*WRITTEN PROBLEM:*
Below is the data. Give it again, complete and exact.

*RECORDED INFORMATION:*
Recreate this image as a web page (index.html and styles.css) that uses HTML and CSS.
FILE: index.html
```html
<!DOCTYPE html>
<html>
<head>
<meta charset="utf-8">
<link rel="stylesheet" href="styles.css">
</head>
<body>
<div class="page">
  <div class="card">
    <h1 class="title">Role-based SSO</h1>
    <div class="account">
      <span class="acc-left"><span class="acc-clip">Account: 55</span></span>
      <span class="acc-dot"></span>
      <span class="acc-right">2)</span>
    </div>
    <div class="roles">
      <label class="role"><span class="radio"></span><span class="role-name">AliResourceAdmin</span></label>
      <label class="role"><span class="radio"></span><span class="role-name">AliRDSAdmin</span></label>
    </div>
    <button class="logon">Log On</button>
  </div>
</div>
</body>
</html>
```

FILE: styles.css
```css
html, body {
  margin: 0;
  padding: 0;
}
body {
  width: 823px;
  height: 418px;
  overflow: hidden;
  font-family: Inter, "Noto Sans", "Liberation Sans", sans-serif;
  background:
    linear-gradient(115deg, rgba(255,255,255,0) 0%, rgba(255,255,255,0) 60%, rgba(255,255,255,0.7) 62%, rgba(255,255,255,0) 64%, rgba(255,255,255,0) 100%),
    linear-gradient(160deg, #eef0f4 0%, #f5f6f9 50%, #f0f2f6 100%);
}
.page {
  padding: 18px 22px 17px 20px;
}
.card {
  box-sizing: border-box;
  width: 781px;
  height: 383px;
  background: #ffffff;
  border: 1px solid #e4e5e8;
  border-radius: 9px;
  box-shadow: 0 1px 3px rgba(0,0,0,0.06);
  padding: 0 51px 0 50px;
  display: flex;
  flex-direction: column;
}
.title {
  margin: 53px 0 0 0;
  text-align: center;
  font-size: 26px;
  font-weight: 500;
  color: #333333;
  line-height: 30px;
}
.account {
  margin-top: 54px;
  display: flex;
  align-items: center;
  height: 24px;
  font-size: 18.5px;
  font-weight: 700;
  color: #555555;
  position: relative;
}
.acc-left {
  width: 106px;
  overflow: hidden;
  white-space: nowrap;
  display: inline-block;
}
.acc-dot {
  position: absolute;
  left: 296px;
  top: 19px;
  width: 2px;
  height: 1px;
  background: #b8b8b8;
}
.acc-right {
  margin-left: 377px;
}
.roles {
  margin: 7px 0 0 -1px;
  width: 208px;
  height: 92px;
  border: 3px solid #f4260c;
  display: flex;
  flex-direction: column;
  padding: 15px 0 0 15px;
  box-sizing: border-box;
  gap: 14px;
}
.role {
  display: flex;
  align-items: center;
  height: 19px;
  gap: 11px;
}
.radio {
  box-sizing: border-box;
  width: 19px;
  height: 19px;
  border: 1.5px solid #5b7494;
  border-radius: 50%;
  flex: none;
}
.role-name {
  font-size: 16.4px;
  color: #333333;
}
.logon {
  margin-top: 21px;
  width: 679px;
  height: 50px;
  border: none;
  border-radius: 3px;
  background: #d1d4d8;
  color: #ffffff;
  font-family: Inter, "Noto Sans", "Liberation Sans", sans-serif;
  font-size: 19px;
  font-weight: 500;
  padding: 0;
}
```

*EXERCISE OUTPUT:*
Recreate this image as a web page (index.html and styles.css) that uses HTML and CSS.
FILE: index.html
```html
<!DOCTYPE html>
<html>
<head>
<meta charset="utf-8">
<link rel="stylesheet" href="styles.css">
</head>
<body>
<div class="page">
  <div class="card">
    <h1 class="title">Role-based SSO</h1>
    <div class="account">
      <span class="acc-left"><span class="acc-clip">Account: 55</span></span>
      <span class="acc-dot"></span>
      <span class="acc-right">2)</span>
    </div>
    <div class="roles">
      <label class="role"><span class="radio"></span><span class="role-name">AliResourceAdmin</span></label>
      <label class="role"><span class="radio"></span><span class="role-name">AliRDSAdmin</span></label>
    </div>
    <button class="logon">Log On</button>
  </div>
</div>
</body>
</html>
```

FILE: styles.css
```css
html, body {
  margin: 0;
  padding: 0;
}
body {
  width: 823px;
  height: 418px;
  overflow: hidden;
  font-family: Inter, "Noto Sans", "Liberation Sans", sans-serif;
  background:
    linear-gradient(115deg, rgba(255,255,255,0) 0%, rgba(255,255,255,0) 60%, rgba(255,255,255,0.7) 62%, rgba(255,255,255,0) 64%, rgba(255,255,255,0) 100%),
    linear-gradient(160deg, #eef0f4 0%, #f5f6f9 50%, #f0f2f6 100%);
}
.page {
  padding: 18px 22px 17px 20px;
}
.card {
  box-sizing: border-box;
  width: 781px;
  height: 383px;
  background: #ffffff;
  border: 1px solid #e4e5e8;
  border-radius: 9px;
  box-shadow: 0 1px 3px rgba(0,0,0,0.06);
  padding: 0 51px 0 50px;
  display: flex;
  flex-direction: column;
}
.title {
  margin: 53px 0 0 0;
  text-align: center;
  font-size: 26px;
  font-weight: 500;
  color: #333333;
  line-height: 30px;
}
.account {
  margin-top: 54px;
  display: flex;
  align-items: center;
  height: 24px;
  font-size: 18.5px;
  font-weight: 700;
  color: #555555;
  position: relative;
}
.acc-left {
  width: 106px;
  overflow: hidden;
  white-space: nowrap;
  display: inline-block;
}
.acc-dot {
  position: absolute;
  left: 296px;
  top: 19px;
  width: 2px;
  height: 1px;
  background: #b8b8b8;
}
.acc-right {
  margin-left: 377px;
}
.roles {
  margin: 7px 0 0 -1px;
  width: 208px;
  height: 92px;
  border: 3px solid #f4260c;
  display: flex;
  flex-direction: column;
  padding: 15px 0 0 15px;
  box-sizing: border-box;
  gap: 14px;
}
.role {
  display: flex;
  align-items: center;
  height: 19px;
  gap: 11px;
}
.radio {
  box-sizing: border-box;
  width: 19px;
  height: 19px;
  border: 1.5px solid #5b7494;
  border-radius: 50%;
  flex: none;
}
.role-name {
  font-size: 16.4px;
  color: #333333;
}
.logon {
  margin-top: 21px;
  width: 679px;
  height: 50px;
  border: none;
  border-radius: 3px;
  background: #d1d4d8;
  color: #ffffff;
  font-family: Inter, "Noto Sans", "Liberation Sans", sans-serif;
  font-size: 19px;
  font-weight: 500;
  padding: 0;
}
```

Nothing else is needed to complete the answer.